England has fallen behind the rest of the UK on supporting the children of drug misusers, according to a major report.
The Advisory Council on the Misuse of Drugs study expresses disappointment that the government has failed to introduce a cross-departmental approach to the issue in England, unlike the rest of the UK.
And it criticises the English drugs strategy for focusing on the children of problem drug users only in terms of their increased risk of becoming users themselves, and not in terms of safeguarding their welfare.
It says the "increasing emphasis in England on drug-related crime as the main form of 'harm' which the strategy is designed to reduce" has resulted in the children of clients being neglected.
The report is an overview of the progress made in implementing the 48 recommendations in the council's 2003 report, which made "a significant impact on policy and practice".

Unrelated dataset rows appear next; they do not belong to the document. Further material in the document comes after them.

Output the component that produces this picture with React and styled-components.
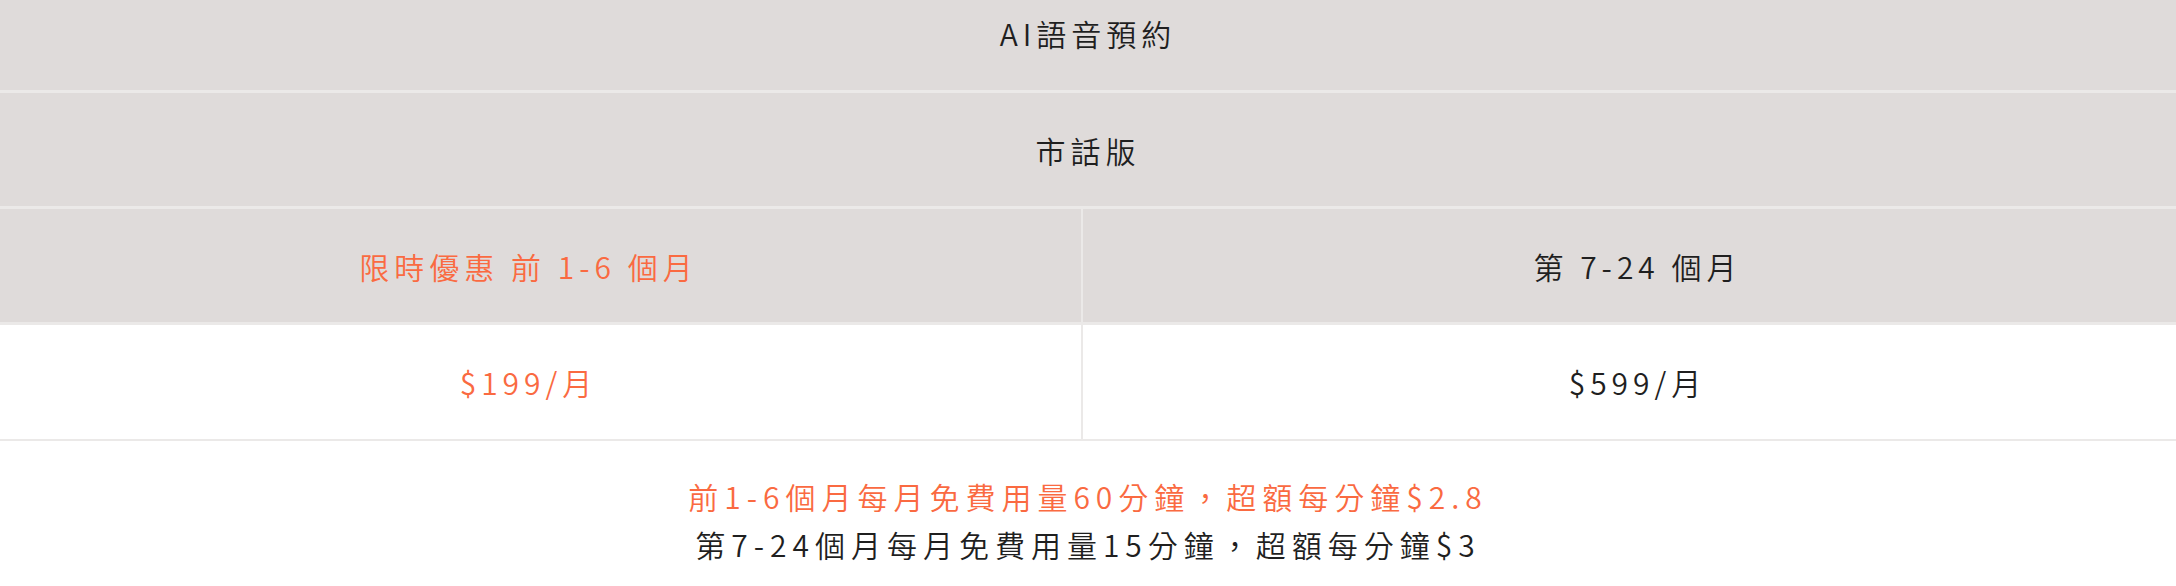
import React from 'react'
import styled, { createGlobalStyle } from 'styled-components'

const GlobalStyle = createGlobalStyle`
    html, body {
        margin: 0;
        padding: 0;
        background: #ffffff;
    }
    body {
        font-family: "Noto Sans CJK TC", "Noto Sans", sans-serif;
        -webkit-font-smoothing: antialiased;
    }
`

const line = '#ebe9e8'
const gray = '#dfdbda'
const orange = '#fa6a41'
const dark = '#1f1f1f'

const PriceTable = styled.div`
    width: 100%;
    display: flex;
    flex-direction: column;
`

const FullRow = styled.div`
    height: ${props => props.height}px;
    padding-bottom: ${props => props.offset || 0}px;
    box-sizing: border-box;
    background: ${gray};
    border-bottom: 3px solid ${line};
    display: flex;
    align-items: center;
    justify-content: center;
`

const SplitRow = styled.div`
    display: grid;
    grid-template-columns: 1083px 1fr;
    box-sizing: border-box;
    height: ${props => props.height}px;
    background: ${props => (props.light ? '#ffffff' : gray)};
    border-bottom: ${props => props.borderWidth || 3}px solid ${line};
`

const Cell = styled.div`
    display: flex;
    align-items: center;
    justify-content: center;
    box-sizing: border-box;
    &:first-child {
        border-right: 2px solid ${line};
        padding-right: 24px;
    }
    &:last-child {
        padding-left: 16px;
    }
`

const Label = styled.span`
    font-size: 30px;
    font-weight: 350;
    line-height: 1;
    letter-spacing: 5px;
    color: ${props => (props.accent ? orange : dark)};
    white-space: pre;
`

const Notes = styled.div`
    padding-top: 31px;
    display: flex;
    flex-direction: column;
    align-items: center;
`

const NoteLine = styled.p`
    margin: 0;
    font-size: 30px;
    font-weight: 350;
    line-height: 48px;
    letter-spacing: 6px;
    color: ${props => (props.accent ? orange : dark)};
`

const App = () => {
    return (
        <>
            <GlobalStyle />
            <PriceTable>
                <FullRow height={93} offset={24}>
                    <Label>AI語音預約</Label>
                </FullRow>
                <FullRow height={116}>
                    <Label>市話版</Label>
                </FullRow>
                <SplitRow height={116}>
                    <Cell>
                        <Label accent>限時優惠 前 1-6 個月</Label>
                    </Cell>
                    <Cell>
                        <Label>第 7-24 個月</Label>
                    </Cell>
                </SplitRow>
                <SplitRow height={116} light borderWidth={2}>
                    <Cell>
                        <Label accent>$199/月</Label>
                    </Cell>
                    <Cell>
                        <Label>$599/月</Label>
                    </Cell>
                </SplitRow>
                <Notes>
                    <NoteLine accent>前1-6個月每月免費用量60分鐘，超額每分鐘$2.8</NoteLine>
                    <NoteLine>第7-24個月每月免費用量15分鐘，超額每分鐘$3</NoteLine>
                </Notes>
            </PriceTable>
        </>
    )
}

export default App
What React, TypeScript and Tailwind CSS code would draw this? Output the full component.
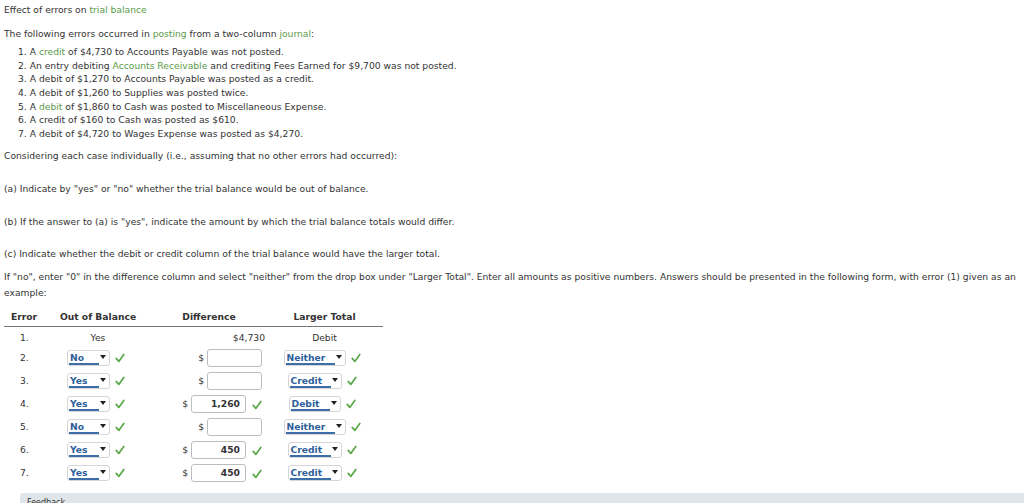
import React from 'react'

const green = 'text-[#5b9b4a]'

function Check() {
  return (
    <svg width="10" height="10" viewBox="0 0 10 10" className="inline-block shrink-0">
      <path d="M1.2 5.4 L3.8 8.4 L8.8 1.4" fill="none" stroke="#5aa847" strokeWidth="1.7" strokeLinecap="round" strokeLinejoin="round" />
    </svg>
  )
}

function Dropdown({ value, w }: { value: string; w: string }) {
  return (
    <span className={`inline-flex items-center justify-between h-[16px] ${w} border border-[#d6d6d6] rounded-[3px] bg-white px-[1px]`}>
      <span className="font-bold text-[#2f5f9c] border-b-2 border-[#3d6ea8] leading-[11px] flex-1 text-left pl-[1px]">{value}</span>
      <svg width="6" height="4" viewBox="0 0 6 4" className="ml-[1px] mr-[2px] -mt-[2px]">
        <path d="M0 0 L6 0 L3 4 Z" fill="#222" />
      </svg>
    </span>
  )
}

function Amount({ value, check }: { value?: string; check?: boolean }) {
  return (
    <span className="inline-flex items-center gap-[3px]">
      <span>$</span>
      <span className="inline-flex items-center justify-end w-[55px] h-[18px] border border-[#bdbdbd] rounded-[3px] bg-white px-[5px] font-bold">{value}</span>
      {check && <span className="ml-[3px]"><Check /></span>}
    </span>
  )
}

const rows = [
  { n: '2.', oob: 'No', amt: '', lt: 'Neither' },
  { n: '3.', oob: 'Yes', amt: '', lt: 'Credit' },
  { n: '4.', oob: 'Yes', amt: '1,260', lt: 'Debit' },
  { n: '5.', oob: 'No', amt: '', lt: 'Neither' },
  { n: '6.', oob: 'Yes', amt: '450', lt: 'Credit' },
  { n: '7.', oob: 'Yes', amt: '450', lt: 'Credit' },
]

const ltWidth: Record<string, string> = {
  Neither: 'w-[62px]',
  Credit: 'w-[54px]',
  Debit: 'w-[52px]',
}

export default function App() {
  return (
    <div className="w-[1024px] h-[503px] overflow-hidden bg-white text-[#333] text-[9.2px] leading-[13.6px]" style={{ fontFamily: '"DejaVu Sans", Verdana, sans-serif' }}>
      <div className="pl-[4px] pt-[3px]">
        <p>Effect of errors on <span className={green}>trial balance</span></p>
        <p className="mt-[10px]">The following errors occurred in <span className={green}>posting</span> from a two-column <span className={green}>journal</span>:</p>
        <ol className="mt-[5px] pl-[14px]">
          <li>1. A <span className={green}>credit</span> of $4,730 to Accounts Payable was not posted.</li>
          <li>2. An entry debiting <span className={green}>Accounts Receivable</span> and crediting Fees Earned for $9,700 was not posted.</li>
          <li>3. A debit of $1,270 to Accounts Payable was posted as a credit.</li>
          <li>4. A debit of $1,260 to Supplies was posted twice.</li>
          <li>5. A <span className={green}>debit</span> of $1,860 to Cash was posted to Miscellaneous Expense.</li>
          <li>6. A credit of $160 to Cash was posted as $610.</li>
          <li>7. A debit of $4,720 to Wages Expense was posted as $4,270.</li>
        </ol>
        <p className="mt-[9px]">Considering each case individually (i.e., assuming that no other errors had occurred):</p>
        <p className="mt-[19px]">(a) Indicate by "yes" or "no" whether the trial balance would be out of balance.</p>
        <p className="mt-[19px]">(b) If the answer to (a) is "yes", indicate the amount by which the trial balance totals would differ.</p>
        <p className="mt-[19px]">(c) Indicate whether the debit or credit column of the trial balance would have the larger total.</p>
        <p className="mt-[8px] leading-[16px] pr-[4px]">If "no", enter "0" in the difference column and select "neither" from the drop box under "Larger Total". Enter all amounts as positive numbers. Answers should be presented in the following form, with error (1) given as an example:</p>

        <table className="mt-[6px] w-[379px] border-collapse table-fixed">
          <colgroup>
            <col className="w-[40px]" />
            <col className="w-[108px]" />
            <col className="w-[114px]" />
            <col className="w-[117px]" />
          </colgroup>
          <thead>
            <tr className="border-b border-[#777] font-bold">
              <th className="h-[20px] text-center">Error</th>
              <th className="text-center">Out of Balance</th>
              <th className="text-center">Difference</th>
              <th className="text-center">Larger Total</th>
            </tr>
          </thead>
          <tbody>
            <tr className="h-[20px]">
              <td className="text-left pl-[16px] pt-[1px]">1.</td>
              <td className="text-center pt-[1px]">Yes</td>
              <td className="text-right pr-[1px] pt-[1px]">$4,730</td>
              <td className="text-center pt-[1px]">Debit</td>
            </tr>
            {rows.map(r => (
              <tr key={r.n} className="h-[23px]">
                <td className="text-left pl-[16px]">{r.n}</td>
                <td className="text-left pl-[23px]">
                  <span className="inline-flex items-center gap-[5px]">
                    <Dropdown value={r.oob} w="w-[43px]" />
                    <Check />
                  </span>
                </td>
                <td className="text-right pr-[4px]">
                  <Amount value={r.amt} check={r.amt !== ''} />
                </td>
                <td className="text-center">
                  <span className="inline-flex items-center gap-[5px] -ml-[5px]">
                    <Dropdown value={r.lt} w={ltWidth[r.lt]} />
                    <Check />
                  </span>
                </td>
              </tr>
            ))}
          </tbody>
        </table>
      </div>
      <div className="ml-[20px] mt-[8px] h-[40px] bg-[#dfe5e8] rounded-tl-[3px] pl-[7px] pt-[3px] text-[8px]">Feedback</div>
    </div>
  )
}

Hidden Harm revealed that up to 350,000 children in the UK were being harmed by their parents' drug use. It suggested the children's national service framework and its Scottish and Welsh equivalents should identify these children as a special group that required specific action by health, education and social services, and said drug action teams should ensure that supporting users' children was an essential part of their area strategies.
However, the follow up report finds that the emerging picture in England of joint planning and commissioning of services "remains patchy". By contrast, the strongest planning and commissioning is in Scotland.
The study calls for large-scale training and workforce development in the UK and suggests a need for dedicated local services for children of problem drug users.
Drugs information charity Drugscope said the report highlighted "worrying gaps and inconsistencies", particularly in England.
Chief executive Martin Barnes said: "It speaks volumes that knowledge of parental substance misuse is still not a compulsory training requirement for social workers, many of whom are working on the front line of this issue every day."